In fact, Sari’s brother wanted to move back to Afghanistan, even though logic suggests this would be suicidal. Unless, of course, the brother killed Sari to prove his loyalty to the terrorist cell. This doesn’t turn out to be the case, though. When Danny finally admits he and Sari were involved, suspicion falls on him, but the culprit turns out to be a former U.S. Army soldier (Chris Browning), who had served as a guard at the prison where the terrorists were being held. He killed Sari to make it look like the chief terrorist was still alive and active in the States – the man actually died in the CIA strike. Sari was kidnapped and held until she died of dehydration. The former soldier makes a deal with the CIA to turn over the terrorist network in exchange for his freedom. This enrages Booth and Danny, who find a way to get the man court-martialed.

Meanwhile, Brennan is irate that she has to pay more in life insurance than Booth does, as she is considered to be at greater risk in the field. Brennan finds this insulting. However, after she calms down and runs the numbers, she concedes that she has less field experience (and therefore is less able to prove her ability to defend herself) than does her partner and accepts the insurance policy as is.

Daisy is upset that she’s failed her oral exams and thinks the perfectionist Brennan will fire her. However, Brennan’s only concern is that Daisy is distracted – it turns out Brennan failed her own oral exams. This reassures Daisy greatly.

During the investigation, Hodgins keeps watch on a tank holding several lampreys (a species of toothy, fresh-water eel) in the hopes that their excrement will contain clues about Sari’s death. When Cam(Tamara Taylor) asks Hodgins why he doesn’t just cut the lampreys open, he says that they’ve survived three hundred million years of evolution unchanged.

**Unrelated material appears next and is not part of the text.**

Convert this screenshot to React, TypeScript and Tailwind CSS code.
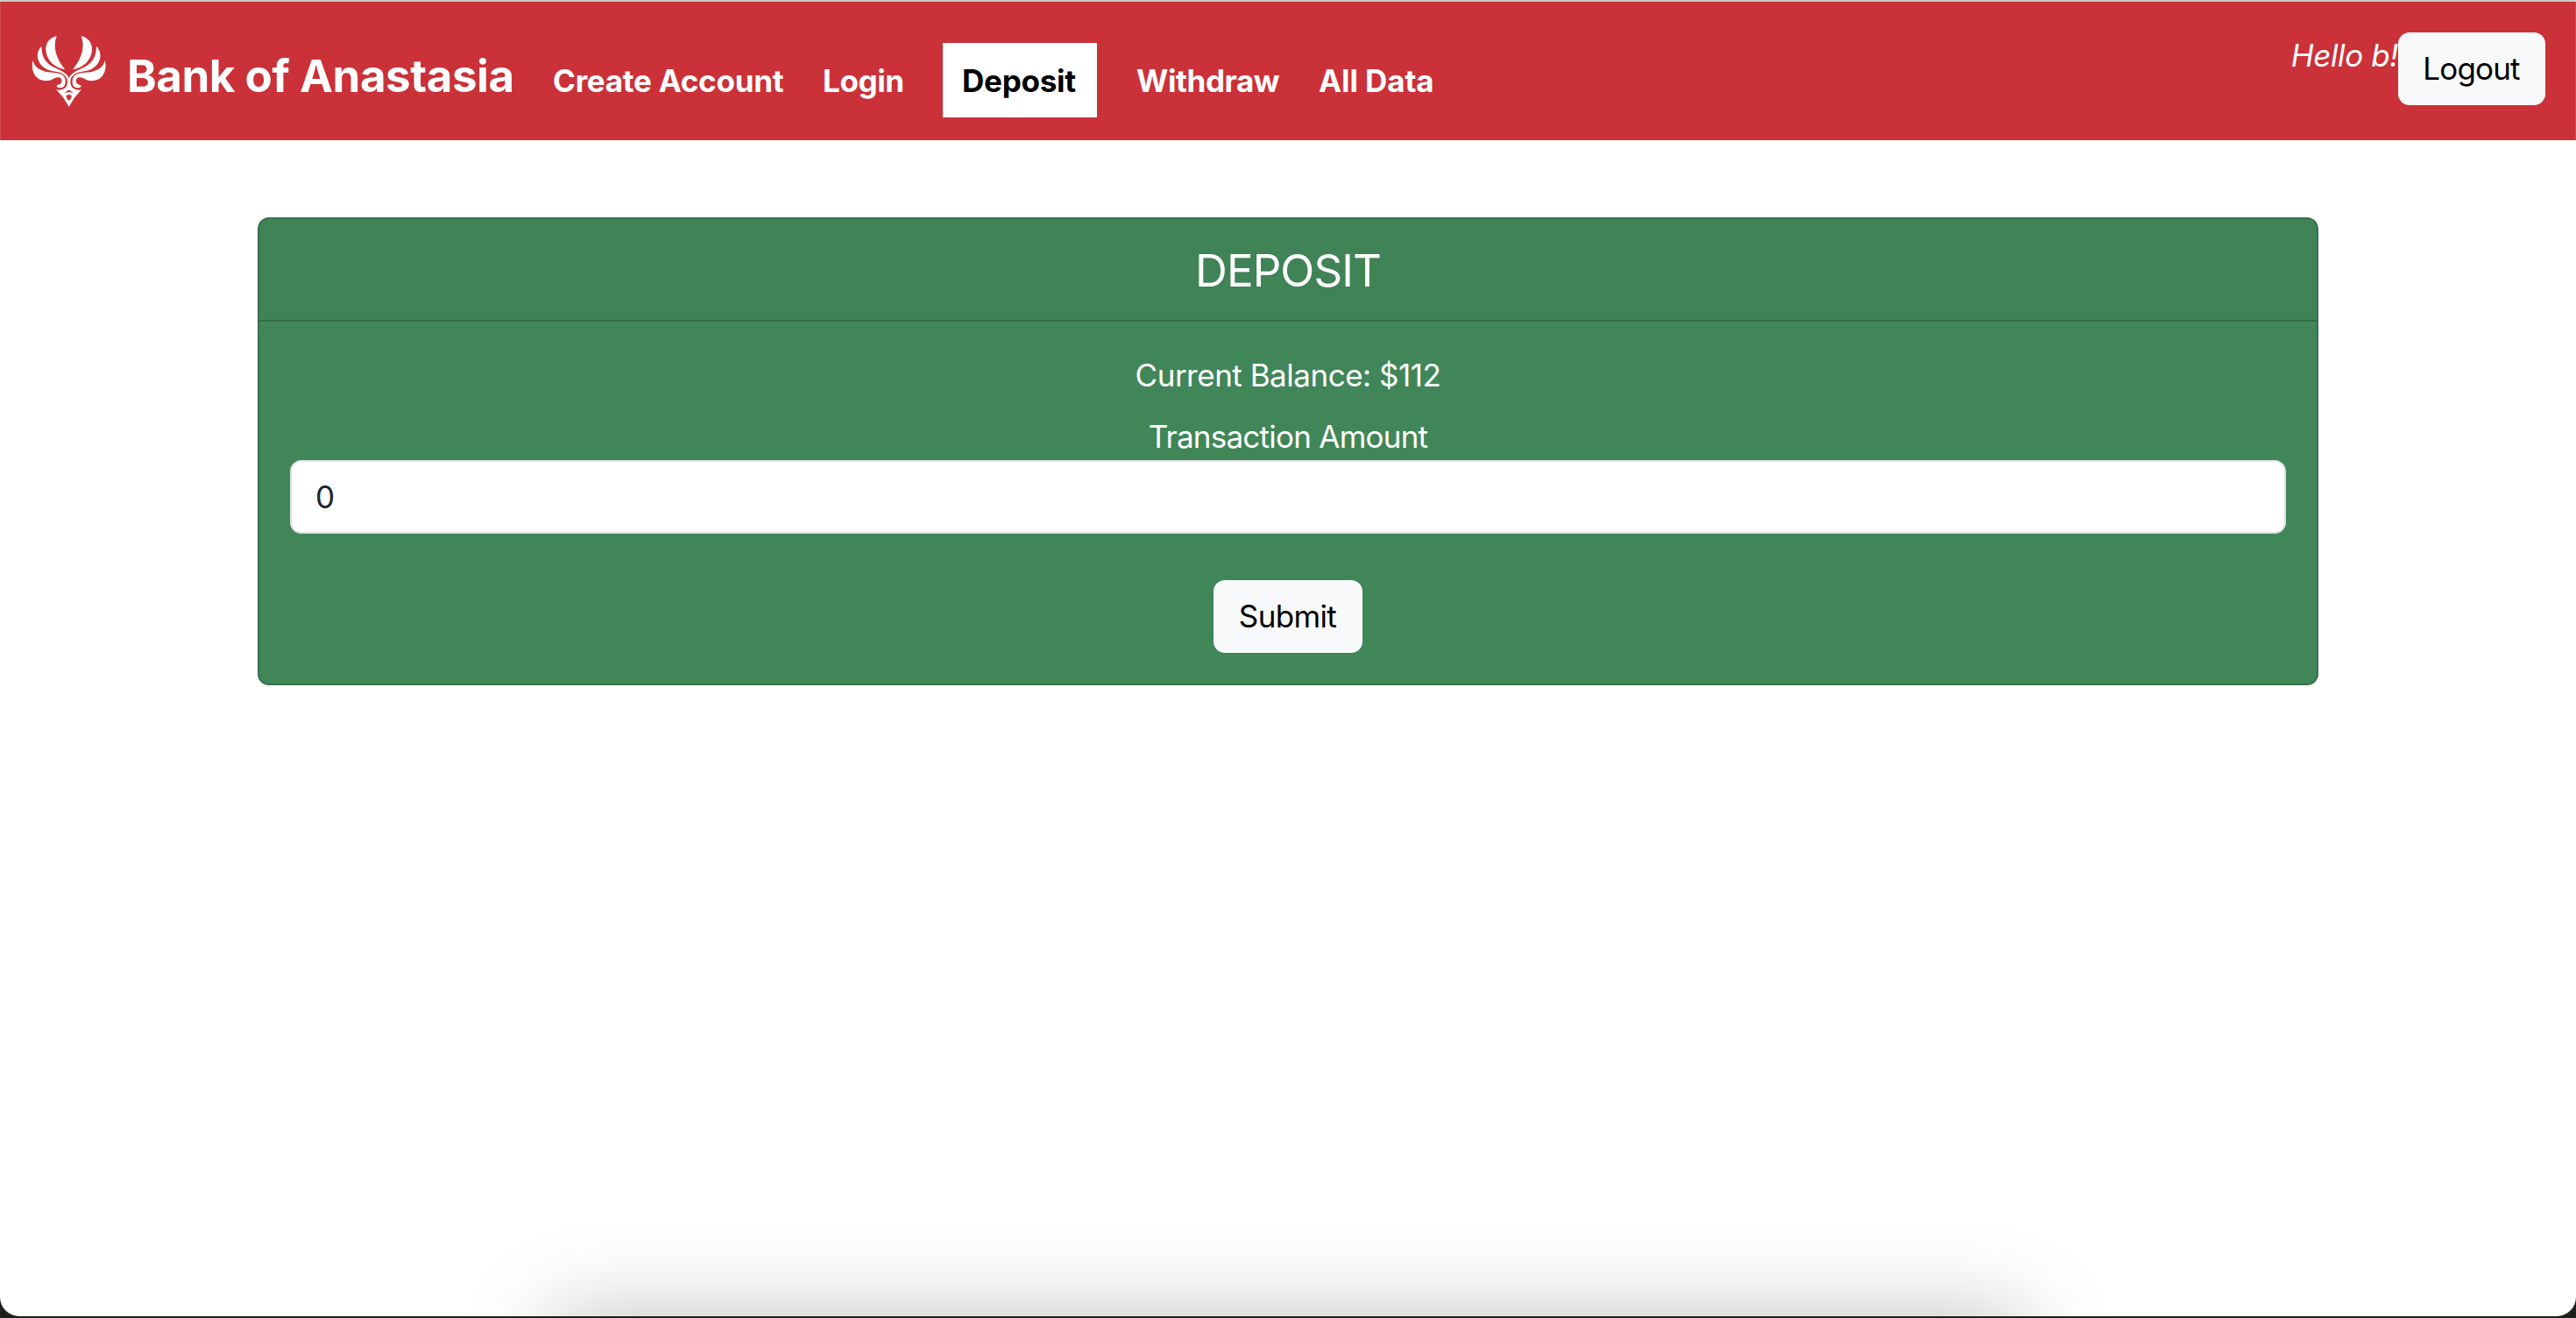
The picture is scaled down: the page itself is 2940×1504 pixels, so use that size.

He can wait. Angela later observes that Hodgins has gone through so much – losing his fortune, finding out he has a mentally unstable brother – and yet hasn’t let it phase him. He and lampreys can take everything the universe dishes out and remain unchanged. She thinks this is sweet, and Hodgins likes the analogy.

In fact, this scene is arguably the episode’s best, even though the crime-solving aspect of the story would proceed smoothly without it. The whimsy, affection and science history lesson all come together in a perfect BONES moment.

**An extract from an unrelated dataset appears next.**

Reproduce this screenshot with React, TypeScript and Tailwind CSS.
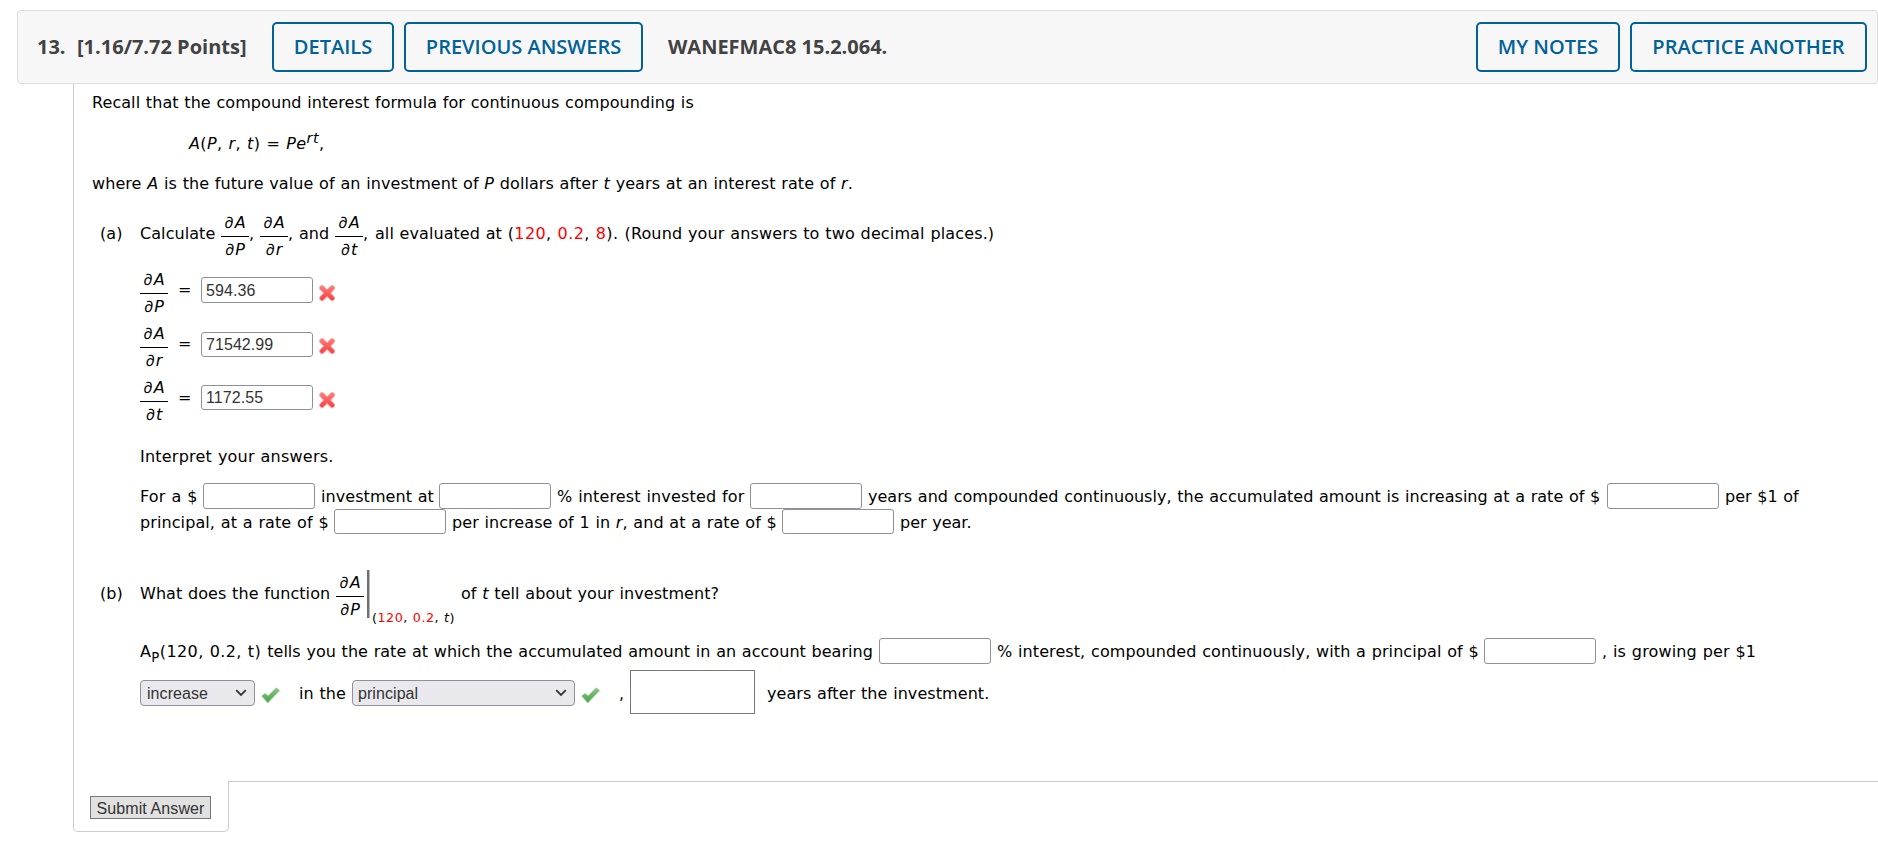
import React from 'react';

const Field = ({ value = '', className = 'h-[26px]' }: { value?: string; className?: string }) => (
  <input
    defaultValue={value}
    className={`w-[112px] shrink-0 rounded-[3px] border border-[#8f8f9d] bg-white px-[4px] pt-px font-['Liberation_Sans',sans-serif] text-[16px] text-[#333] outline-none ${className}`}
  />
);

const Partial = ({ of }: { of: string }) => (
  <span className="flex h-[20px] items-baseline">
    <span className="mr-px font-['Open_Sans',sans-serif]">∂</span>
    <span>{of}</span>
  </span>
);

const Frac = ({ bottom, className = 'mt-[3px]' }: { bottom: string; className?: string }) => (
  <span className={`flex w-[28px] shrink-0 flex-col items-center leading-[20px] italic ${className}`}>
    <Partial of="A" />
    <span className="mt-[4px] mb-[2px] h-px w-full bg-black" />
    <Partial of={bottom} />
  </span>
);

const Wrong = ({ className }: { className: string }) => (
  <svg width="18" height="18" viewBox="0 0 18 18" className={`ml-[5px] shrink-0 ${className}`} fill="none" strokeLinecap="round">
    <defs>
      <linearGradient id="wrongFill" gradientUnits="userSpaceOnUse" x1="0" y1="1" x2="0" y2="17">
        <stop offset="0" stopColor="#ff7f7f" />
        <stop offset="1" stopColor="#f53d3d" />
      </linearGradient>
    </defs>
    <path d="M4 4 14.2 14.2M14.2 4 4 14.2" stroke="#fba3a3" strokeWidth="5.6" />
    <path d="M4 4 14.2 14.2M14.2 4 4 14.2" stroke="url(#wrongFill)" strokeWidth="4" />
  </svg>
);

const Right = () => (
  <svg width="19" height="17" viewBox="0 0 19 17" className="mt-[6px] ml-[6px] shrink-0">
    <defs>
      <linearGradient id="rightFill" x1="0" y1="0" x2="0" y2="1">
        <stop offset="0" stopColor="#8bcb80" />
        <stop offset="1" stopColor="#45a049" />
      </linearGradient>
    </defs>
    <path d="M.9 9 4 6.6 7.2 9 15.2 1 18.4 3.4 6.8 15.8Z" fill="url(#rightFill)" stroke="#7fc47a" strokeWidth=".8" strokeLinejoin="round" />
  </svg>
);

const Select = ({ value, className }: { value: string; className: string }) => (
  <button className={`mt-[2px] flex h-[26px] shrink-0 items-center justify-between rounded-[4px] border border-[#8f8f9d] bg-[#e9e9ed] pr-[7px] font-['Liberation_Sans',sans-serif] text-[16px] text-[#333] ${className}`}>
    <span className="pt-px">{value}</span>
    <svg width="12" height="8" viewBox="0 0 12 8" fill="none" stroke="#333" strokeWidth="1.8">
      <path d="M1.2 1.2 6 6 10.8 1.2" />
    </svg>
  </button>
);

const HeaderButton = ({ label, className }: { label: string; className: string }) => (
  <button className={`h-[50px] shrink-0 rounded-[5px] border-2 border-[#006298] text-center font-semibold whitespace-nowrap text-[#006298] ${className}`}>
    {label}
  </button>
);

const partials = [
  { bottom: 'P', value: '594.36', row: 'h-[54px]', field: 'h-[26px]', mark: 'mt-[6px]' },
  { bottom: 'r', value: '71542.99', row: 'h-[54px]', field: 'h-[25px]', mark: 'mt-[4px]' },
  { bottom: 't', value: '1172.55', row: 'h-[53px]', field: 'h-[25px]', mark: 'mt-[5px]' },
];

export default function App() {
  return (
    <div className="h-[844px] w-[1878px] overflow-hidden bg-white pt-[10px] pl-[17px] font-['DejaVu_Sans',Verdana,sans-serif] text-[16px] leading-[20px] tracking-[0.07px] whitespace-nowrap text-black [word-spacing:0.54px]">
      {/* question header */}
      <header className="flex h-[74px] items-center rounded-[4px] border border-[#dcdcdc] bg-[#f7f7f7] pr-[10px] pl-[19px] font-['Open_Sans',sans-serif] text-[20px] font-bold tracking-normal text-[#424242] [word-spacing:0]">
        <span className="w-[40px] shrink-0">13.</span>
        <span className="w-[195px] shrink-0">[1.16/7.72 Points]</span>
        <HeaderButton label="DETAILS" className="w-[122px]" />
        <HeaderButton label="PREVIOUS ANSWERS" className="ml-[10px] w-[239px]" />
        <span className="ml-[25px]">WANEFMAC8 15.2.064.</span>
        <HeaderButton label="MY NOTES" className="ml-auto w-[144px]" />
        <HeaderButton label="PRACTICE ANOTHER" className="ml-[10px] w-[237px]" />
      </header>

      {/* question body */}
      <main className="ml-[56px] h-[697px] border-l border-[#ccc] pt-[9px] pl-[18px]">
        <p className="h-[20px]">Recall that the compound interest formula for continuous compounding is</p>
        <p className="mt-[21px] h-[20px] pl-[97px] tracking-[0.4px]">
          <i>A</i>(<i>P</i>, <i>r</i>, <i>t</i>) = <i>Pe</i>
          <i className="relative top-[-6px] text-[14.4px]">rt</i>,
        </p>
        <p className="mt-[20px] h-[20px] tracking-[0.08px]">
          where <i>A</i> is the future value of an investment of <i>P</i> dollars after <i>t</i> years at an interest rate of <i>r</i>.
        </p>

        <div className="mt-[12px] flex h-[56px] items-center pl-[8px]">
          <span className="w-[40px]">(a)</span>
          <span className="w-[81px]">Calculate</span>
          <Frac bottom="P" />
          <span className="w-[11px]">,</span>
          <Frac bottom="r" />
          <span className="w-[11px]">,</span>
          <span className="w-[36px]">and</span>
          <Frac bottom="t" />
          <span className="w-[12px]">,</span>
          <span>
            all evaluated at{' '}
            <span className="tracking-[0.4px]">
              (<span className="text-[#f00]">120</span>, <span className="text-[#f00]">0.2</span>, <span className="text-[#f00]">8</span>).{' '}
            </span>
            <span className="tracking-[0.14px]">(Round your answers to two decimal places.)</span>
          </span>
        </div>

        <div className="mt-px pl-[48px]">
          {partials.map(p => (
            <div key={p.bottom} className={`flex items-center ${p.row}`}>
              <Frac bottom={p.bottom} className="mt-[5px]" />
              <span className="w-[33px] pl-[10px]">=</span>
              <Field value={p.value} className={p.field} />
              <Wrong className={p.mark} />
            </div>
          ))}
          <p className="mt-[23px] h-[20px] tracking-[0.22px]">Interpret your answers.</p>
          <div className="mt-[16px] flex h-[26px] items-center [&>span]:pt-[2px]">
            <span className="w-[63px] tracking-[0.2px]">For a $</span>
            <Field />
            <span className="w-[124px] pl-[6px]">investment at</span>
            <Field />
            <span className="w-[199px] pl-[6px] tracking-[0.15px]">% interest invested for</span>
            <Field />
            <span className="w-[745px] pl-[6px] tracking-[0.03px]">years and compounded continuously, the accumulated amount is increasing at a rate of $</span>
            <Field />
            <span className="pl-[6px] tracking-normal">per $1 of</span>
          </div>
          <div className="flex h-[25px] items-center [&>span]:pt-[2px]">
            <span className="w-[194px] tracking-[0.1px]">principal, at a rate of $</span>
            <Field className="h-[25px]" />
            <span className="w-[336px] pl-[6px]">per increase of 1 in <i>r</i>, and at a rate of $</span>
            <Field className="h-[25px]" />
            <span className="pl-[6px] tracking-normal">per year.</span>
          </div>
        </div>

        <div className="mt-[32px] flex h-[56px] items-center pl-[8px]">
          <span className="w-[40px]">(b)</span>
          <span className="w-[196px]">What does the function</span>
          <Frac bottom="P" />
          <span className="ml-[3px] h-[48px] w-[3px] border-r border-[#bbb] bg-[#707070]" />
          <span className="mt-[48px] w-[91px] pl-[2px] text-[12.8px] tracking-[0.45px]">
            (<span className="text-[#f00]">120</span>, <span className="text-[#f00]">0.2</span>, <i>t</i>)
          </span>
          <span>of <i>t</i> tell about your investment?</span>
        </div>

        <div className="mt-[16px] flex h-[26px] items-center pl-[48px] [&>span]:pt-[2px]">
          <span className="w-[739px] tracking-[0.04px]">
            <span className="tracking-[0.4px]">
              A<span className="relative top-[5px] text-[13.3px]">P</span>(120, 0.2, t){' '}
            </span>
            tells you the rate at which the accumulated amount in an account bearing
          </span>
          <Field />
          <span className="w-[493px] pl-[6px] tracking-[0.09px]">% interest, compounded continuously, with a principal of $</span>
          <Field />
          <span className="pl-[6px] tracking-[0.15px]">, is growing per $1</span>
        </div>
        <div className="mt-[6px] flex h-[44px] items-center pl-[48px] [&>span]:pt-[3px]">
          <Select value="increase" className="w-[115px] pl-[6px]" />
          <Right />
          <span className="w-[72px] pl-[19px]">in the</span>
          <Select value="principal" className="w-[223px] pl-[5px]" />
          <Right />
          <span className="w-[30px] pl-[19px]">,</span>
          <input className="h-[44px] w-[125px] border border-[#767676] outline-none" />
          <span className="pl-[12px]">years after the investment.</span>
        </div>
      </main>

      {/* submit tab */}
      <footer className="ml-[56px] flex h-[51px]">
        <div className="h-[51px] w-[156px] rounded-b-[5px] border-r border-b border-l border-[#ccc] pt-[15px] pl-[16px]">
          <button className="h-[23px] w-[121px] border border-[#767676] bg-[#e1e1e1] pt-[2px] font-['Liberation_Sans',sans-serif] text-[16px] leading-[20px] tracking-[0.1px] text-[#333]">
            Submit Answer
          </button>
        </div>
        <div className="flex-1 border-t border-[#ccc]" />
      </footer>
    </div>
  );
}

We are provided with videos of Sari, who speaks of being in favor of education for women. The inspiration for her character seems to be Malala Yousafzai, the real-life young Pakistani woman who suffered a near-fatal attack by terrorists due to her support of education for herself and others like her. This is a worthy topic and Sari is a deeply sympathetic character, but the way her progression is depicted – first she’s a CIA source, then she comes to the U.S., then she speaks out in English about education – makes us wish we knew more about the back story. Was she already an education advocate who had problems with local intimidation before the CIA showed up, or did she start speaking out only after she came to the States?

Either way, it’s a good plot twist to have the motivation behind Sari’s murder be less about revenge than propaganda that uses the idea of revenge for myth-making purposes.

Daisy being neurotic is generally not much fun to watch, but having Brennan calm her down in matter of fact fashion works well. Having Brennan be “wrong” about the insurance, though, feels like one week too many where our protagonist is wrong about issues outside the lab and needs to be shown the light by her husband. Please let Brennan be right about something besides clues again soon.